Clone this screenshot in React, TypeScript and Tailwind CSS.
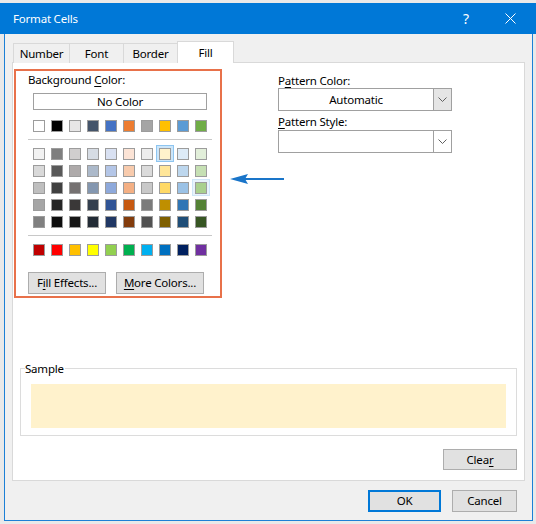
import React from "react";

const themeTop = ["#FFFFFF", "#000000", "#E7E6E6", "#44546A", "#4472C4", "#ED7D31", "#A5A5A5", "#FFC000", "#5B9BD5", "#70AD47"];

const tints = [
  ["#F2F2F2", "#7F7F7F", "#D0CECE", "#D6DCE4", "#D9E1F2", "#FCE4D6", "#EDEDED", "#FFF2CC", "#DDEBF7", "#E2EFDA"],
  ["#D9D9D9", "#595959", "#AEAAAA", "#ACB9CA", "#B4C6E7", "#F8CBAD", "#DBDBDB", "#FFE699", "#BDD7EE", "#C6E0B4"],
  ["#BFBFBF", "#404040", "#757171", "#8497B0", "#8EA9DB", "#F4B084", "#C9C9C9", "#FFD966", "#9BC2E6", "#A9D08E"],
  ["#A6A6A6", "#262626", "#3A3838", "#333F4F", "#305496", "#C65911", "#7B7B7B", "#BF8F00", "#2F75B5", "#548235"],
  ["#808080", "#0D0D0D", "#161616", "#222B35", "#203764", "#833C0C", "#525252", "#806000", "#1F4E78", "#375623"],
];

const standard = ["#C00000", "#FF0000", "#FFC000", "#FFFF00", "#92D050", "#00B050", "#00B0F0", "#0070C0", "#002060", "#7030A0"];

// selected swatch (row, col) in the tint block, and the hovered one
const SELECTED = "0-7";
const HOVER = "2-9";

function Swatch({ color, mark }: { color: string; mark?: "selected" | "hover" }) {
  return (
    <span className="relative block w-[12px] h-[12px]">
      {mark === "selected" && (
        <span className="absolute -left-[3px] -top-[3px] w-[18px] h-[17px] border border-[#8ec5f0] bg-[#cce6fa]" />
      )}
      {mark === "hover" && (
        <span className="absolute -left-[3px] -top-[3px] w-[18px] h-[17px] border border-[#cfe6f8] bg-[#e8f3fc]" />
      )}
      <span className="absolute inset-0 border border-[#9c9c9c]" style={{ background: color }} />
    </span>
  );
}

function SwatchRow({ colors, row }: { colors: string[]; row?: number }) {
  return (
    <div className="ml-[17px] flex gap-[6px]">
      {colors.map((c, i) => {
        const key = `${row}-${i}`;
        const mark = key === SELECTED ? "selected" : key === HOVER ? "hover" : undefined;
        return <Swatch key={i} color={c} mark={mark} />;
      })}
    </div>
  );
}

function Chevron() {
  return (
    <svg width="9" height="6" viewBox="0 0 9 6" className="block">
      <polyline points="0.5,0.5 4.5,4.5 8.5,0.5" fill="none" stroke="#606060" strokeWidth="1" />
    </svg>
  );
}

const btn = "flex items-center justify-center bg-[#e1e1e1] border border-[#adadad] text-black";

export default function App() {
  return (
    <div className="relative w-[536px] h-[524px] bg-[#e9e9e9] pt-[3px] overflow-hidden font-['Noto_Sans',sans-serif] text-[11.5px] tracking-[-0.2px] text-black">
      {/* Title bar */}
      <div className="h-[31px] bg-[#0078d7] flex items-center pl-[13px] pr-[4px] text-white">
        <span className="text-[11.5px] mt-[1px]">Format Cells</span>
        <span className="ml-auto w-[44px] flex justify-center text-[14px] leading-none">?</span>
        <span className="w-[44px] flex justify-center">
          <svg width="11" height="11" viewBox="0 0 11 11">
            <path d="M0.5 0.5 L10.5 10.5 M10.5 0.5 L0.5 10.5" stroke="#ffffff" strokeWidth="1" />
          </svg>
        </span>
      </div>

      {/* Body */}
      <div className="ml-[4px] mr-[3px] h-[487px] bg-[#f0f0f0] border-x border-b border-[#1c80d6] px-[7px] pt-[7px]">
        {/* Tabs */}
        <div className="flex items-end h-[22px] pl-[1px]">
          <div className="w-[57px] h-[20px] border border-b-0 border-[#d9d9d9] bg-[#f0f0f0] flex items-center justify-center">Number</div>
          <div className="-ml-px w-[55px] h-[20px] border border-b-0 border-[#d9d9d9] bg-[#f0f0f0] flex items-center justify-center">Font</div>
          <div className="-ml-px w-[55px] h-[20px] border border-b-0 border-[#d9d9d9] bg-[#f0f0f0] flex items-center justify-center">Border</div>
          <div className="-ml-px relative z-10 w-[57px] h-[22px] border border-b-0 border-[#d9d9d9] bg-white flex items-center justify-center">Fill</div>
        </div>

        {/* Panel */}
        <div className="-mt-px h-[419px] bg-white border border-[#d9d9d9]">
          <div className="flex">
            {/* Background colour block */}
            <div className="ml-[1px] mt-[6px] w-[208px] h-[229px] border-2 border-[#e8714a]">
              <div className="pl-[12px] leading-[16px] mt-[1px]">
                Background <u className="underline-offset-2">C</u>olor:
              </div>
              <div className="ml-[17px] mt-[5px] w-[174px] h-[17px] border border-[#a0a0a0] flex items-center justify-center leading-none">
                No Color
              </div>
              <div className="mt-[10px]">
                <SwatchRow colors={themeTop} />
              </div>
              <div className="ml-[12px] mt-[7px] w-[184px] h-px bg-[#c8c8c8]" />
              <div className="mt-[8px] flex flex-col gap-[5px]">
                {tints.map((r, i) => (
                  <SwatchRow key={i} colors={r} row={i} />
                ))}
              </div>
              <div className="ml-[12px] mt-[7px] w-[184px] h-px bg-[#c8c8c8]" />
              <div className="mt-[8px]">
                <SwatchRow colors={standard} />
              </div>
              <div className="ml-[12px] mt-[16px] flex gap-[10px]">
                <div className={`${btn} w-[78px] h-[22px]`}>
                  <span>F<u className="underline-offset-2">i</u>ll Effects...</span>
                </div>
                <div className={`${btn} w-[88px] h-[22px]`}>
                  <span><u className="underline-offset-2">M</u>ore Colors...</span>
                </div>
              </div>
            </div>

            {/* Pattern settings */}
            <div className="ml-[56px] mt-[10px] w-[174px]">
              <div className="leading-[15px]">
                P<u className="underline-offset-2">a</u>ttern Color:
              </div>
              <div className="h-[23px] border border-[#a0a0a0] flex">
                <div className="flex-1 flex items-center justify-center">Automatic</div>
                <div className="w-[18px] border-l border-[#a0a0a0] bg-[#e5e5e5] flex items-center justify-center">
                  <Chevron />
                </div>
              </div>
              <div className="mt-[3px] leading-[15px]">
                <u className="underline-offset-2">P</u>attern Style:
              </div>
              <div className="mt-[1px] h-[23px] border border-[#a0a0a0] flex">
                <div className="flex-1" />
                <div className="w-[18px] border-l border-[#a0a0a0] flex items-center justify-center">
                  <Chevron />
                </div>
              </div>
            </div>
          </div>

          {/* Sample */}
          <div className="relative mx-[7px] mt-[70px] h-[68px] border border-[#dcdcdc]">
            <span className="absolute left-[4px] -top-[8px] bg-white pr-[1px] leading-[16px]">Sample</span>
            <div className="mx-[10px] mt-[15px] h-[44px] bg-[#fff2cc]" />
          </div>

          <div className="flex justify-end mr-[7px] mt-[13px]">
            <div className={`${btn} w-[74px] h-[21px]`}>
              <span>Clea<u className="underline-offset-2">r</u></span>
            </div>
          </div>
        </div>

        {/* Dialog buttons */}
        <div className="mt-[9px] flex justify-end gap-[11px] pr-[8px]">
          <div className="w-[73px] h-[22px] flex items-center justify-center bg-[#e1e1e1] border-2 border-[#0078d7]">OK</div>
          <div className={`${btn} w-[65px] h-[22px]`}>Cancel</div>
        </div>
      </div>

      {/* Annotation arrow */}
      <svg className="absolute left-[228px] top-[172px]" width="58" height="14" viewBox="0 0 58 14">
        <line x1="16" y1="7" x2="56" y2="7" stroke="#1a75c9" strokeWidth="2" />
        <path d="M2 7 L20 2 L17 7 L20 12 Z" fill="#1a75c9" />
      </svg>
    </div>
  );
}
=-=-=
Given request:
Your task is to pick out every line with the string "React" and copy it.

Result for this exercise:
Clone this screenshot in React, TypeScript and Tailwind CSS.
import React from "react";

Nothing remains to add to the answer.